Not often on the march am I offered a lift, but now and again I am picked up and hurried over some miles of the road, and it was one of the best of these windfalls that befell me on this particular journey. I had left Amboy only a few miles behind, and the long, dusty road stretched far to the south in the direction of Winnebago, where I meant to spend the night. The day was clear and gratefully warm; in the meadows had just begun the metallic music of the mowers, and on the air was the first fragrance of new-mown hay. Soon I caught the sound of the rapid drum of horses’ hoofs behind me, and, turning, I saw a gentleman seated in a light open four-wheeler, driving a pair of Indian ponies at a spanking pace in my direction. He drew up beside me, and asked, pleasantly, whether I cared to ride. I lost no time in thanking him and in mounting to the seat at his side; in a moment more we were off at a ten-mile gait, and I was watching with delight the business-like movement of the ponies’ pace, with their backs so straight and level that each might almost have held a coin without dropping it.
In the meantime Dr. Brooks (for so I shall call the gentleman, who was returning to Winnebago from a professional visit on the outskirts of his practice) was engaging me in conversation. We very naturally discussed the recent nominations and the issues of the coming general election, and then I had ample opportunity of learning much from him of actual local conditions.
He seemed to me to be singularly well informed. He had travelled widely over the West, and this particular region he had known familiarly since its early settlement. Every farm-house which we passed he pointed out to me, telling me the farmer’s name meanwhile, and something of his history. There was a curious uniformity in the narrative. The life was rough enough in the beginning, no doubt, and of the essence of hard frontier struggle, but it sounded like a fairy tale as he told me of one man and another who had come out in the early days almost penniless from the East or the Middle West or, in some cases, from a foreign country, and had “squatted” on the soil; now these settlers had each a hundred and sixty acres under high cultivation and a good, substantial house and adequate barns and machinery and stock; they could secure money on easy terms at the local bank when they needed it, and the market value of their land had risen two hundred per cent and even higher in the past twenty-five years.
I should have suspected a land-boomer in the doctor had there been anything aggressive or boastful in his manner, but he was speaking with the simple directness of one who knows and who needs no bluster to disguise ignorance or an ulterior motive.
I was deeply interested, and presently remarked that, coming as I did from the East, the demand for labor on the Western farms had been a surprise to me, and that I was sure that what he was telling me would sound strange to Eastern men, whose preconceptions of agrarian conditions at the West are formed largely from the representations of certain political parties which are recruited from the farming classes.
Dr. Brooks smiled indulgently, and kept his eyes straight ahead while he answered me.

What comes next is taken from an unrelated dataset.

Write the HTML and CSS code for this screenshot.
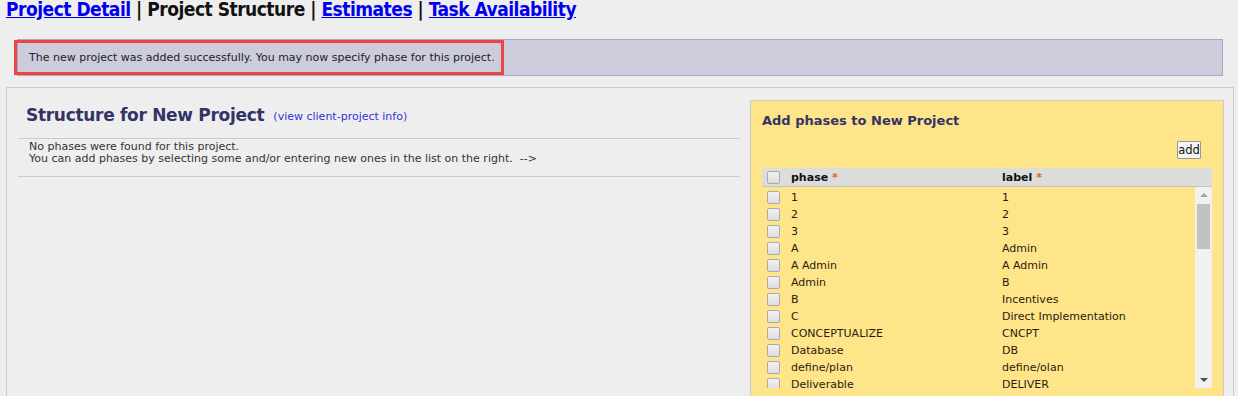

“If you stay out here long enough,” he said, “you’ll find that there are two kinds of farmers in the West. There is one kind that know their business and that are farmers, and there’s another kind that are a good deal more interested in politics than they are in farming. You can put it down as a pretty safe rule that the farmers who have the best knowledge of their business and who are the most industrious and frugal and economical are the least dissatisfied with their conditions and the least anxious to change them by political action, while the more inefficient and shiftless and thriftless a farmer is, the more likely he is to be a violent agitator for financial or political change.